CEEC contributes to free handbook on hybrid power generation for off-grid mines

A free book on hybrid power generation for off-grid mines has been released by the Australian Renewable Energy Agency (ARENA) to address the barriers mines may encounter when transitioning to alternative power generation options.

Although commissioned in Australia, this handbook has global application.

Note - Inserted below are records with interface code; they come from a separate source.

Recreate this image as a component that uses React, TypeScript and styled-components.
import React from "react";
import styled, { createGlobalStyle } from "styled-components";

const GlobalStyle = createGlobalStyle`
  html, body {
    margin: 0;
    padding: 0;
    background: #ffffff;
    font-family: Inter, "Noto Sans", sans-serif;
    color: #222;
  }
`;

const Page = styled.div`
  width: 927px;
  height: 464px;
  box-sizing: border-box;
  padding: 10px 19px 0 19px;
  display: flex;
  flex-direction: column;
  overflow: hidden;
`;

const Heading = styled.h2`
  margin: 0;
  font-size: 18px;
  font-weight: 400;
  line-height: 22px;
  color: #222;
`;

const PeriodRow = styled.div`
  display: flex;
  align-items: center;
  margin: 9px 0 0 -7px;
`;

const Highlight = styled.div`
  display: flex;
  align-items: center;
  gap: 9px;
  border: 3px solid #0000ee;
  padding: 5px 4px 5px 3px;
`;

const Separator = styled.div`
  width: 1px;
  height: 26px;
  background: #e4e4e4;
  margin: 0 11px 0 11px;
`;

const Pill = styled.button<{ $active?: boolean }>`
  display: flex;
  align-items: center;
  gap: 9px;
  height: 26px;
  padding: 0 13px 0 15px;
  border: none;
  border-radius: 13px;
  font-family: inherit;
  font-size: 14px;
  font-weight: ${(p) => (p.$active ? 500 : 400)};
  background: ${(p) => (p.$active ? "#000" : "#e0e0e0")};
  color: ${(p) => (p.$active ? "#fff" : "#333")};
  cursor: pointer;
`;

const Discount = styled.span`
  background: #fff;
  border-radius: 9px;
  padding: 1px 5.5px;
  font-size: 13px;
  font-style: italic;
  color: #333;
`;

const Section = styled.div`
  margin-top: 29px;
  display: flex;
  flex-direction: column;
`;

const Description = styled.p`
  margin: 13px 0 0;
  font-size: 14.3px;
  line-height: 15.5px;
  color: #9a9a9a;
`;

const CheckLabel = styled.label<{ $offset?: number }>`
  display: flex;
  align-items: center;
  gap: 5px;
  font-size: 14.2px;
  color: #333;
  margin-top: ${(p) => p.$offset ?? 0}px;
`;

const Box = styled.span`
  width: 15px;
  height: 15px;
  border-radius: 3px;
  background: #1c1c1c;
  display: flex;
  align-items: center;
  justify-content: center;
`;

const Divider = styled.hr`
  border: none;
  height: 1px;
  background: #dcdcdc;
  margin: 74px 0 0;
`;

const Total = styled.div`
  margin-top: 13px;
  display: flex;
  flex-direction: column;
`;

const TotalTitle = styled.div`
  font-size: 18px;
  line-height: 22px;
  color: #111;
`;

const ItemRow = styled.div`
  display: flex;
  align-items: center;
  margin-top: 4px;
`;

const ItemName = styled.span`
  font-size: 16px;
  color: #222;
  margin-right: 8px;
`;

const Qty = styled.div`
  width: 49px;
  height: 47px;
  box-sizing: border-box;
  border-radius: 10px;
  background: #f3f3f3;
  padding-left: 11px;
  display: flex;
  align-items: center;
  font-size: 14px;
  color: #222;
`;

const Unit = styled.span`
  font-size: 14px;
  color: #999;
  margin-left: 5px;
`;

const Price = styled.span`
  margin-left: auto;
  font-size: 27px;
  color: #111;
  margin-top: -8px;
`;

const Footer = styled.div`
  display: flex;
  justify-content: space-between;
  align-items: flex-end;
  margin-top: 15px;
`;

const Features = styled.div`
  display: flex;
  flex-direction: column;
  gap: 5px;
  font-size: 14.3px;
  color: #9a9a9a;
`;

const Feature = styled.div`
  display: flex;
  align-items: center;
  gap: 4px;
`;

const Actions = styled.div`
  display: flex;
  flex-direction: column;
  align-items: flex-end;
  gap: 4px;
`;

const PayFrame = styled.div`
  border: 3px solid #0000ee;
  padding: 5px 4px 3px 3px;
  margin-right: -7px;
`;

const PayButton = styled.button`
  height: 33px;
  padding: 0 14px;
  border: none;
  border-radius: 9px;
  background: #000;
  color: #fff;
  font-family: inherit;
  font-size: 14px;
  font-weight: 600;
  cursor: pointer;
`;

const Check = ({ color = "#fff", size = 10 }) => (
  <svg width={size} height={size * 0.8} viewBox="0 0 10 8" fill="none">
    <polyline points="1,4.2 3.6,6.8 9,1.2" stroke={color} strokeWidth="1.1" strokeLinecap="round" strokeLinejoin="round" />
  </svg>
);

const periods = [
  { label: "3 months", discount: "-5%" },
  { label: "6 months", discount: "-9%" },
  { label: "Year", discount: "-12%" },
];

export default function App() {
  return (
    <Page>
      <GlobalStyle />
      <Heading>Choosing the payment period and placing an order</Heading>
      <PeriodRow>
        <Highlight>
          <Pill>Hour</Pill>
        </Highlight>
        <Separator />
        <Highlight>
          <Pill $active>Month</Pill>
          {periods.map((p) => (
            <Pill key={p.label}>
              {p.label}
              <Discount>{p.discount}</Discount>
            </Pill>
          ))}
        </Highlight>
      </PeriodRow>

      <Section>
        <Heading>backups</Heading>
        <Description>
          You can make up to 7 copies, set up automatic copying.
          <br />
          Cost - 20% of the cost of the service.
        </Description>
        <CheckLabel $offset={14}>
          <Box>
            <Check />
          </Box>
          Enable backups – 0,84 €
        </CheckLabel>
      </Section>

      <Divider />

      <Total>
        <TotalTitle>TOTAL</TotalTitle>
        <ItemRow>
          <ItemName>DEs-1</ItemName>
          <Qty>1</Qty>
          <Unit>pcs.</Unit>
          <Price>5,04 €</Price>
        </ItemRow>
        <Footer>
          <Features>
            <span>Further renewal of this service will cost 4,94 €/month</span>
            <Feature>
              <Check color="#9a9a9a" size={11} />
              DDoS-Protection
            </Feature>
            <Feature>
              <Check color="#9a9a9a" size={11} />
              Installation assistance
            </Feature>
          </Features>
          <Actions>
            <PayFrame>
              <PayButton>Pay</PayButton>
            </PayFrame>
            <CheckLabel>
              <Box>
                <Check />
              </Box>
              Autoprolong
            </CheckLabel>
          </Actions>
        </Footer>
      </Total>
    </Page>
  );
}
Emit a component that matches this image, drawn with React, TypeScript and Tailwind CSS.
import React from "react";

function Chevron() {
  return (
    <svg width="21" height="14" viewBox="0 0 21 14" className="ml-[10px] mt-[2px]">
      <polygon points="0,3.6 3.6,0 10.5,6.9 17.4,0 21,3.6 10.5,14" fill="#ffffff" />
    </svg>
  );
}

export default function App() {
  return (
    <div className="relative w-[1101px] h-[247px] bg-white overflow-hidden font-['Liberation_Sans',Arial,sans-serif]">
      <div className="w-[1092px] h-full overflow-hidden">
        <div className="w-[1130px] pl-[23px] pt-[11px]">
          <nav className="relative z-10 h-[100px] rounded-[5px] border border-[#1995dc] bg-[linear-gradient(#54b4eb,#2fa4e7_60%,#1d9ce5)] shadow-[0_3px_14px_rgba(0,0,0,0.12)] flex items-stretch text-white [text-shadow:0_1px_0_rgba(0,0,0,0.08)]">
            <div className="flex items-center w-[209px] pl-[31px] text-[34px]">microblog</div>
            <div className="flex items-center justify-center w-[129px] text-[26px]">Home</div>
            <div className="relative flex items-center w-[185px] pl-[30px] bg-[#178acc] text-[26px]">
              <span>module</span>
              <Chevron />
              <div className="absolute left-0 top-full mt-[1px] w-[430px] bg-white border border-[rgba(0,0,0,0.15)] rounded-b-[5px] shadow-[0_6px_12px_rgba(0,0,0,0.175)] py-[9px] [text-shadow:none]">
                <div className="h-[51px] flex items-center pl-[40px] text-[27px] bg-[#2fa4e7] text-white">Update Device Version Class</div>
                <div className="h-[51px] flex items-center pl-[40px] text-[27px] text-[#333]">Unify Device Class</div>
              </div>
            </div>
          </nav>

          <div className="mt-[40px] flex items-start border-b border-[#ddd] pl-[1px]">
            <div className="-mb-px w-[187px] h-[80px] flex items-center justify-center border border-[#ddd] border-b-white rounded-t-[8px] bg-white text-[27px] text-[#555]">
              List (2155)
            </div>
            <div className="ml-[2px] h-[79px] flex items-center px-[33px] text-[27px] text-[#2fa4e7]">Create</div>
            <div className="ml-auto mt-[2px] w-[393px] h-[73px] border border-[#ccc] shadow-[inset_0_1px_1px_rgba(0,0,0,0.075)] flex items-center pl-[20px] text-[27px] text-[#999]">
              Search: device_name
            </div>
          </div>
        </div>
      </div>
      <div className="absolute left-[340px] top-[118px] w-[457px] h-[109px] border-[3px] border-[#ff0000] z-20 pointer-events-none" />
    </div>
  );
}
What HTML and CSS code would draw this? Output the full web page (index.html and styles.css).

It covers:

  • The role of power in mining
  • An introduction to hybrid power generation
  • Integration considerations
  • Commercial structure options
  • Financial modelling
  • Detailed considerations for final studies and design
  • Examples of opportunities to use hybrid power generation.

Download your copy of the handbook here.

CEEC Director and Energetics Chief Operating Officer Dr Mary Stewart and CEEC Advocate and Resourceful Paths Principal Consultant Laurie Reemeyer were invited by ARENA to provide technical direction to the handbook and share their insights.

Mary said Hybrid Power Generation for Australian Off-Grid Mines was a useful reference document for remote, off-grid mines facing energy cost pressures. She said the premise of the handbook was that mines were best served through a combination of traditional power supply options and renewable electricity generation technologies.

“The case studies provide constructive electricity generation models that could be potentially implemented in many locations. By providing relevant information on geography, financing and operation, the handbook gives a good overview to sites to enable them to decide if there is value in further investigating the feasibility of hybrid renewable systems,” she said.

“Given its focus on hybrid systems, the handbook also pays due attention to the integration of renewables into existing site reticulation networks. Implementation of these systems can improve certainty, by reducing reliance on fossil fuels with potentially volatile prices and uncertainty of future carbon regulation. The handbook also explains some of the environmental advantages of hybrid renewables installations.”

Mary said that, in the longer term, the greenhouse gas reductions from switching to hybrid renewables could improve the sustainability performance of mining operations, and could contribute to Australian emissions reduction goals. By adopting this strategy, company directors could also meet their obligations for climate change disclosures. In addition, in some communities, hybrid-power systems could leave attractive legacy assets for community stakeholders post mine closure.

CEEC CEO Alison Keogh said the Coalition for Energy Efficient Comminution was pleased to have collaborated with ARENA on this useful publication.

“CEEC supports technologies and practices that improve the profitability and long-term resilience of mining operations,” she said.

“This handbook provides potential pathways to achieve these goals. Hybrid power systems also offer an opportunity for companies to innovate and participate in the transition to cost-effective and environmentally attractive power systems.”

ARENA’s remit is to accelerate Australia’s shift to affordable and reliable renewable energy future. The handbook was developed by Ekistica on behalf of ARENA.

The release of the handbook coincides with the growth of on-grid mining operations moving to corporate power purchase agreements (PPAs) – long-term contracts under which the operation agrees to buy electricity directly from an energy generator rather than via the traditional methods of buying from licensed electricity suppliers. This approach provides financial security for utility companies and enables them to fund and build renewable energy facilities.  

Energetics Associate Anita Sadler said there was a compelling rationale for using PPAs as a risk management instrument under current market conditions.

“Corporates that act in 2018 have a good buying opportunity. Interest rates, a key driver of PPA prices, are still low and there is intense competition amongst new renewable energy projects to secure PPAs in the period up to 2020, which is the target date for the RET (renewable energy target),” she said.

“These advantages apply equally to on-site and offsite power purchase agreements. The majority of the value of a corporate PPA is likely to be realised well before 2025. Delaying will reduce the financial benefit due to the higher LGC (environmental certificates) and electricity prices, especially in the period to 2021. The market prices for this period are known. Much past 2021, the LGC price and the electricity price are difficult to predict, so your returns are not as readily defined.

“So, entering into a PPA (whether with an onsite or offsite renewable generation project) will enable you to optimise your risk-weighted returns.”